Weather forecasts. Would it be all right with you if I made a quick point about them, provided that I don't go on and on about it? I promise you that I am not intending to attempt an extended metaphor involving the economy and severe storms.

The thing about weather forecasts, you see, is this - you can't forecast the weather. I apologise if this seems a rather fundamental objection. All you can do is provide a probability of experiencing different weather conditions. As the event comes nearer, the confidence you can invest in your forecast will usually rise. And that's it. Yet there's little of this when you listen to a forecast, is there? There's just stuff about requiring your umbrella. It's all most annoying.

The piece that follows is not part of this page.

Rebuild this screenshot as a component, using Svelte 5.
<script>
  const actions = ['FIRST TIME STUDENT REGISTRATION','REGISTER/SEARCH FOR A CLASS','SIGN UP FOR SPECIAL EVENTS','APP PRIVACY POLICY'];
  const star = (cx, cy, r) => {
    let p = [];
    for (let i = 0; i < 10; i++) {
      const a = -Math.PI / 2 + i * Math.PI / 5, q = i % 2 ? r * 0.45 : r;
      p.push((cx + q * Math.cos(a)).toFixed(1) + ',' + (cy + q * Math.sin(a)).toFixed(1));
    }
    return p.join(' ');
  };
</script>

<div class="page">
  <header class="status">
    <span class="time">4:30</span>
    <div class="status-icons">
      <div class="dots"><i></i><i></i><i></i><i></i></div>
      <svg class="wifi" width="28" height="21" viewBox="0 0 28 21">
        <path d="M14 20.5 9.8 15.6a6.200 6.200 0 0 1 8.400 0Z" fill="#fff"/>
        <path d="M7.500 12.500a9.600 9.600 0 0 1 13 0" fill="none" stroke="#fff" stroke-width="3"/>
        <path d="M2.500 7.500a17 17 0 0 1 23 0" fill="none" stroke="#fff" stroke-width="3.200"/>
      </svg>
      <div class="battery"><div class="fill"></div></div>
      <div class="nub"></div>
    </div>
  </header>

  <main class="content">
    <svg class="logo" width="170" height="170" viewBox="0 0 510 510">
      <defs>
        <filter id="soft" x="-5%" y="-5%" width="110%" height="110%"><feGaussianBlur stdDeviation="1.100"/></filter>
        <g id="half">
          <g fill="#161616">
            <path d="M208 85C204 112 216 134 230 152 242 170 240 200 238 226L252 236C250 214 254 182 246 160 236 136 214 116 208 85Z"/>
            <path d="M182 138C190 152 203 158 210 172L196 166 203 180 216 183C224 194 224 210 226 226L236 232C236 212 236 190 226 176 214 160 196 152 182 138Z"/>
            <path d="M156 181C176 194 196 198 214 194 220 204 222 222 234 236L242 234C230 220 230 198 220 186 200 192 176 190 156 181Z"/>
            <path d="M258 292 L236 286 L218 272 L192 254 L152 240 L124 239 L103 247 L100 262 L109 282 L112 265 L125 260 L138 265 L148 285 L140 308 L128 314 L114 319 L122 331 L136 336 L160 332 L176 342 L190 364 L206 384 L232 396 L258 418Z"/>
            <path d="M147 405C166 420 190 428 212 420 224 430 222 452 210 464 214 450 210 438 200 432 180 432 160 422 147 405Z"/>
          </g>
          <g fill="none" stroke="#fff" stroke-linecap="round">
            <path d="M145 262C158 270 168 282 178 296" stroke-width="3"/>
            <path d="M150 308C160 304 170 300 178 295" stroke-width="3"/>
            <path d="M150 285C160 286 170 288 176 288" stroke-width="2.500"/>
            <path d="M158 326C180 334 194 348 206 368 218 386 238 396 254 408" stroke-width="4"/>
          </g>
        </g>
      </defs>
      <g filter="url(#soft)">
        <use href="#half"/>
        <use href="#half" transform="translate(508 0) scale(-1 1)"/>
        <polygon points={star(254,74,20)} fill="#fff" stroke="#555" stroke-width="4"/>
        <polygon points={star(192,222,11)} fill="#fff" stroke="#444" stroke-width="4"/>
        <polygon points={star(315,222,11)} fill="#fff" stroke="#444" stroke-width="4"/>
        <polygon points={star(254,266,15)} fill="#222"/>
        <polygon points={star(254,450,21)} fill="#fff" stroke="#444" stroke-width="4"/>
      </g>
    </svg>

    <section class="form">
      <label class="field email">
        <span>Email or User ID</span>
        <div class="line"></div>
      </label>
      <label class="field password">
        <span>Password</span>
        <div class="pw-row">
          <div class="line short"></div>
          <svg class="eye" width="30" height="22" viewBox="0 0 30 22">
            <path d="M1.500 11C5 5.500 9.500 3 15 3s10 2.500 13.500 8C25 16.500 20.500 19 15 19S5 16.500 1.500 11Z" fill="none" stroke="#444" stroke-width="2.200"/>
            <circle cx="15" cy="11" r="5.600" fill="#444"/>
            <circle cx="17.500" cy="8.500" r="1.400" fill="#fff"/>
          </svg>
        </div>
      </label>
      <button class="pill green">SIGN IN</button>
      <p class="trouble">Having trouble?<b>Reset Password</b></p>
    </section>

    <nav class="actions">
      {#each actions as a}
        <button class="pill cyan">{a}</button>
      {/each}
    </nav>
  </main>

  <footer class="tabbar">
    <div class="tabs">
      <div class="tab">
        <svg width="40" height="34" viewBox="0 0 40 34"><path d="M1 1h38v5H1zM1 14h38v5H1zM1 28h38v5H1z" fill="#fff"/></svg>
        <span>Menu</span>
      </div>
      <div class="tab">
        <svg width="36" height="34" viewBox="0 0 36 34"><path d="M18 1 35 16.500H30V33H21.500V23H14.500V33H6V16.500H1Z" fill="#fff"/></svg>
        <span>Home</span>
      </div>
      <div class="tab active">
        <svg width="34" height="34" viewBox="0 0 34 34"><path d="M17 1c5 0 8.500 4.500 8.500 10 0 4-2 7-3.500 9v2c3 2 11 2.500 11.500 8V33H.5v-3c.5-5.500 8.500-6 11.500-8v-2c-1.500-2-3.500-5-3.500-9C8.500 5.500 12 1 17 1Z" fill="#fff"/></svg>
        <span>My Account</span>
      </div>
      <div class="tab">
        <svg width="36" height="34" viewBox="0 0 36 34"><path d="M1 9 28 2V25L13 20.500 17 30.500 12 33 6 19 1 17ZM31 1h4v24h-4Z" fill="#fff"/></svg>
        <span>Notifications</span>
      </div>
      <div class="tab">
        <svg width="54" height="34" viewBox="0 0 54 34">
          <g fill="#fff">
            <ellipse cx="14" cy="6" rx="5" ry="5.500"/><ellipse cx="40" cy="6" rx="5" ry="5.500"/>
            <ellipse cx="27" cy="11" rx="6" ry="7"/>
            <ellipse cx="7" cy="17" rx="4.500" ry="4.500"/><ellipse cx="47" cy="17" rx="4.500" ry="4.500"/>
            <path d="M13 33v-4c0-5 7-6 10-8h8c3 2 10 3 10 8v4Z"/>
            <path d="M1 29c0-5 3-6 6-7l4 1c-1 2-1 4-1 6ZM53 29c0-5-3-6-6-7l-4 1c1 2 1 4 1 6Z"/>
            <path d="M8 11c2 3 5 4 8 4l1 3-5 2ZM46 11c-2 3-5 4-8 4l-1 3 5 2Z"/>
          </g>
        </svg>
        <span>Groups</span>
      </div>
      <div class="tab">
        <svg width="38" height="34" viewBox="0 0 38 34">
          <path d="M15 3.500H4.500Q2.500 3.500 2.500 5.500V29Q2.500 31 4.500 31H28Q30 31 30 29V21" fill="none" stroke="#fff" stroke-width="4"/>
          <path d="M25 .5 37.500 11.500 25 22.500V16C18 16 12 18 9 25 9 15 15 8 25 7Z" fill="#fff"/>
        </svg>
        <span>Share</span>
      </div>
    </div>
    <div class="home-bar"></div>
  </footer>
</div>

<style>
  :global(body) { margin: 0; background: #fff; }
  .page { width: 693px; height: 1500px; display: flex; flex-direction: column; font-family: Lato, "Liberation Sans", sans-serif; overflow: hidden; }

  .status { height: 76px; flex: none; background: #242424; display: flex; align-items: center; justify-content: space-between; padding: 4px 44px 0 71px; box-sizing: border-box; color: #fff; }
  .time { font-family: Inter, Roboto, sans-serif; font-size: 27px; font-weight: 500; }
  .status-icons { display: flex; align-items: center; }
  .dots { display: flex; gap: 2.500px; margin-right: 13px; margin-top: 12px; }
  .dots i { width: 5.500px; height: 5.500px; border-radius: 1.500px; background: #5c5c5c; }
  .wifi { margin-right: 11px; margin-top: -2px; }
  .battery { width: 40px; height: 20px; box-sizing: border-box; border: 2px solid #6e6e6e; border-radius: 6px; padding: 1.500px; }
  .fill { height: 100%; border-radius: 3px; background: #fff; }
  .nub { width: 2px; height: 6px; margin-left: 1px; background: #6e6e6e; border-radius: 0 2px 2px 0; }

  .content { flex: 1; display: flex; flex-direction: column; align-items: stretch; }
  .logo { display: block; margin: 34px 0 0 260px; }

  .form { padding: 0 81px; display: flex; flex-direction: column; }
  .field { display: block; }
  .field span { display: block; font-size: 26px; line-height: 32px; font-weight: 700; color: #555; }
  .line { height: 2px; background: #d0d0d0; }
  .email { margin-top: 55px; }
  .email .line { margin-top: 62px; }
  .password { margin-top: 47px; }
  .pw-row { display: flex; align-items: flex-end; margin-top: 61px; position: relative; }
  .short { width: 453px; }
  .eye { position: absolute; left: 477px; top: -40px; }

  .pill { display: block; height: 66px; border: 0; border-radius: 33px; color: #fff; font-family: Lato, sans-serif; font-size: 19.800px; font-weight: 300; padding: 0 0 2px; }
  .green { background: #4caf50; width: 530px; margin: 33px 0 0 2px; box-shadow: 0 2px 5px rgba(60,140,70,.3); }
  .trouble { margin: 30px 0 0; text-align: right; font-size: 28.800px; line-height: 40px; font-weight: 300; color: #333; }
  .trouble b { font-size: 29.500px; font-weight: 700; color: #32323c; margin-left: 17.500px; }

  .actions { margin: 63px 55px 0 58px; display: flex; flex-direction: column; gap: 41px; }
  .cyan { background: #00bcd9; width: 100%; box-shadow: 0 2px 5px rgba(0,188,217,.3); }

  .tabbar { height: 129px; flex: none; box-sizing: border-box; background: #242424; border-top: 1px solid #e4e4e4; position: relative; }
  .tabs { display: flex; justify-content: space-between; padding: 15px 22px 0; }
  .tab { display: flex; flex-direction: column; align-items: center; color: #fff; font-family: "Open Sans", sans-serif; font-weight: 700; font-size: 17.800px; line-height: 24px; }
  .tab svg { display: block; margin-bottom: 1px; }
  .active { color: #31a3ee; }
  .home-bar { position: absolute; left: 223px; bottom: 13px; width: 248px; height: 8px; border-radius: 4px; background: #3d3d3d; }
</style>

Anyway, I'm glad to have got that out of the way because I am about to make a political forecast, something that I rarely do, and I want you to understand me correctly. You can't make political forecasts any more than you can make weather forecasts. All you can do is talk of probabilities.

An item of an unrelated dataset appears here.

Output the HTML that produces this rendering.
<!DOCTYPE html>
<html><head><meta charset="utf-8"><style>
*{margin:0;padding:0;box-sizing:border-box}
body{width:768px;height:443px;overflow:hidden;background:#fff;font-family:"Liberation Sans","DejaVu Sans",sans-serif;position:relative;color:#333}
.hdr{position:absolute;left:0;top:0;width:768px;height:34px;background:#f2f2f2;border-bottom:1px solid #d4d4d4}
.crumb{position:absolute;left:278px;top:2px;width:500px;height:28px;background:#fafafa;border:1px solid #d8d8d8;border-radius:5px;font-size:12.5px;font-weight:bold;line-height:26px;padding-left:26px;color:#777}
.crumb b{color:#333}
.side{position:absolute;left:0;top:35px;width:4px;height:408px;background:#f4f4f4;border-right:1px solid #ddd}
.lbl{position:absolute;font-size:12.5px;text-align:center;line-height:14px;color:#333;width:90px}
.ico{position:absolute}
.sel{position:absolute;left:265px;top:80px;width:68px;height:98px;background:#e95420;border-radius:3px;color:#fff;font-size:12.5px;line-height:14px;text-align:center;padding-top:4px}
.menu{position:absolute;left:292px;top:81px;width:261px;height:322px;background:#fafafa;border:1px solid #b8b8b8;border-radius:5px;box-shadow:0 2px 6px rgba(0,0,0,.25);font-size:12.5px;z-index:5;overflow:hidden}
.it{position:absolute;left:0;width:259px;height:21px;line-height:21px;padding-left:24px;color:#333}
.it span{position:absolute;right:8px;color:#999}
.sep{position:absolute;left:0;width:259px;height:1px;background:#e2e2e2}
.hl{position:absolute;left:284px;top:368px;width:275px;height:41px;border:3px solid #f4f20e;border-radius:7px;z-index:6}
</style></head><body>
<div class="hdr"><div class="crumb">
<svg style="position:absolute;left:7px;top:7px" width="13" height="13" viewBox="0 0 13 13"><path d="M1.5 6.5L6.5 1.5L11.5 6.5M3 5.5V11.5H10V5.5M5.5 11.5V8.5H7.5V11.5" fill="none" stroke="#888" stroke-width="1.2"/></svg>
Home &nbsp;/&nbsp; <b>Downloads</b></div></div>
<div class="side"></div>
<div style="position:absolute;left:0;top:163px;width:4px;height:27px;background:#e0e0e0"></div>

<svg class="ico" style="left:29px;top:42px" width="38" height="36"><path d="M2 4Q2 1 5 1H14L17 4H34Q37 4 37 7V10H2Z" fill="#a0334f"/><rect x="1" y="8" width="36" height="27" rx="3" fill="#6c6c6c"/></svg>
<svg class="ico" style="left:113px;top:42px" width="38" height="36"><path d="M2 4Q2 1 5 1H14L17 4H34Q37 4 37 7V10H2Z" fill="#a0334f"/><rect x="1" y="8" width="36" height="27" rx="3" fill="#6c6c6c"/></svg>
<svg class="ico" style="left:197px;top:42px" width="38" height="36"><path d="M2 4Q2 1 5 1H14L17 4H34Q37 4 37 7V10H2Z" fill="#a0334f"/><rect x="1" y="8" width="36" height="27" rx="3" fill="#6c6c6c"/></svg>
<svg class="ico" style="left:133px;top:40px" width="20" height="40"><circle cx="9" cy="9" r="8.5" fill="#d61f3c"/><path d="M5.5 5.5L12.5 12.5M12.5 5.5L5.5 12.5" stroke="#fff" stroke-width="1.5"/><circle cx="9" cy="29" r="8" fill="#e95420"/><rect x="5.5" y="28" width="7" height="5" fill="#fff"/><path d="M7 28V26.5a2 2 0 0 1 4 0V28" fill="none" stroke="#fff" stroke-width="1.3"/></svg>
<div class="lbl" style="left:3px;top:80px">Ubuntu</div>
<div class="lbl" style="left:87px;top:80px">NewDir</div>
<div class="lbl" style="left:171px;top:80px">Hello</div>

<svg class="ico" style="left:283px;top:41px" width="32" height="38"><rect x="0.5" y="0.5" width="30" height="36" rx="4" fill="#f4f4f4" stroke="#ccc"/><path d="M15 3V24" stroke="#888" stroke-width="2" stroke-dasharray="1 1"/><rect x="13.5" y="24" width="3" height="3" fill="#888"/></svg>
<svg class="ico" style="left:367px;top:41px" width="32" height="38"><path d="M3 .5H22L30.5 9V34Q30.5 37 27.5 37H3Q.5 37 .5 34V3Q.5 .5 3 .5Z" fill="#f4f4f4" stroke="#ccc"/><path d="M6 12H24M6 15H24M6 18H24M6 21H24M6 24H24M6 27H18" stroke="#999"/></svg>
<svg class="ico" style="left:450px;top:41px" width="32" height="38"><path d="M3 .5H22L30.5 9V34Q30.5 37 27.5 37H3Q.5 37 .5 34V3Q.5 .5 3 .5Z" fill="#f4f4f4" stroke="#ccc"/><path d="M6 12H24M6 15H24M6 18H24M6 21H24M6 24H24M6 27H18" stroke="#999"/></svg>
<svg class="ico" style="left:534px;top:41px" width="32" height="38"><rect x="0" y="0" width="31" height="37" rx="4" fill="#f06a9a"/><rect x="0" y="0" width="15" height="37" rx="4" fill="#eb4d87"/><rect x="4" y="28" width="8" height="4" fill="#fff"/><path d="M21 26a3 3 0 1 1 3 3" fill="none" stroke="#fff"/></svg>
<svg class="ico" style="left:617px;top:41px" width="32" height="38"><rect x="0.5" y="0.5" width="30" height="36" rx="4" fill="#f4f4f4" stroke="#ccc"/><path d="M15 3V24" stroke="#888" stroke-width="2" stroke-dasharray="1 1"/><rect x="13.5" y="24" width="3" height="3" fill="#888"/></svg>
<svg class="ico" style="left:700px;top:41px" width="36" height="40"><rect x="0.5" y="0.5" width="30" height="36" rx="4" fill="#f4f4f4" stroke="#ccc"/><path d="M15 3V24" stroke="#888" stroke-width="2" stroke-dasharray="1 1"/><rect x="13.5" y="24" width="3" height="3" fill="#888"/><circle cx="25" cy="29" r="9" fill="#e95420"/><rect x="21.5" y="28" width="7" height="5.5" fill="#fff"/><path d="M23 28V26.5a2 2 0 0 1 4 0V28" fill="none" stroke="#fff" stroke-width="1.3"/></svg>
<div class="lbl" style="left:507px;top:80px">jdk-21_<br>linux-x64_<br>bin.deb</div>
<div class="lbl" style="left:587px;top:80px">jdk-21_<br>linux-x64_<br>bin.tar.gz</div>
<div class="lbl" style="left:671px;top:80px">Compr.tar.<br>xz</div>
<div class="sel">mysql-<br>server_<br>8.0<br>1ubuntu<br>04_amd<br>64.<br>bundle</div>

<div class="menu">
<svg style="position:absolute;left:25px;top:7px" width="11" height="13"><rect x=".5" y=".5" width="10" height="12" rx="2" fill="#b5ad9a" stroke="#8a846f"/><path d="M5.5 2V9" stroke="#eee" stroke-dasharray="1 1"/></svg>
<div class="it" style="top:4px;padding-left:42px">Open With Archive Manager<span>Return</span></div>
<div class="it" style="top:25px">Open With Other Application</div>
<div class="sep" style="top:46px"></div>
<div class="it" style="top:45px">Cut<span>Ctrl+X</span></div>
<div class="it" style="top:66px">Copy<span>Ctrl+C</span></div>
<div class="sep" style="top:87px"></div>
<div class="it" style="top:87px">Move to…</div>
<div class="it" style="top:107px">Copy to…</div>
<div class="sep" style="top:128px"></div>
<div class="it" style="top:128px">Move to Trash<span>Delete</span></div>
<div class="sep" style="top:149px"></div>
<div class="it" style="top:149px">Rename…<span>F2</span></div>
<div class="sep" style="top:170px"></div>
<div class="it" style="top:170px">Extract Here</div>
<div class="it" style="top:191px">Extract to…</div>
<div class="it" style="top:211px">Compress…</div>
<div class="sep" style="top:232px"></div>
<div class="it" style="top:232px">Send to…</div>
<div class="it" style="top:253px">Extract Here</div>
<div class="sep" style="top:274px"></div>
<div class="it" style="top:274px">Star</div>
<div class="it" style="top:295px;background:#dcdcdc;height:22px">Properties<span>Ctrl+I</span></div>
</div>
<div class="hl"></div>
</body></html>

And most political experts aren't even very good at that. In 2005, Philip Tetlock published his eye-opening book Expert Political Judgment: How Good Is It? The volume provides the result of a 20-year study of 28,000 predictions made by 284 pundits, political academics and theorists. It turns out that the experts barely did better than random guesses. The more prominent the pundit, the worse the estimate. Very basic computer models did far better.

The reason for such a poor performance is twofold. The first is that human affairs are highly unpredictable, being more complicated and more vulnerable to chance even than the weather. The second is that experts over-complicate things, attaching great importance to matters that they know about, even when those are not critical to the outcome. A striking feature of Professor Tetlock's study is that experts usually did better making political predictions outside their area of greatest expertise.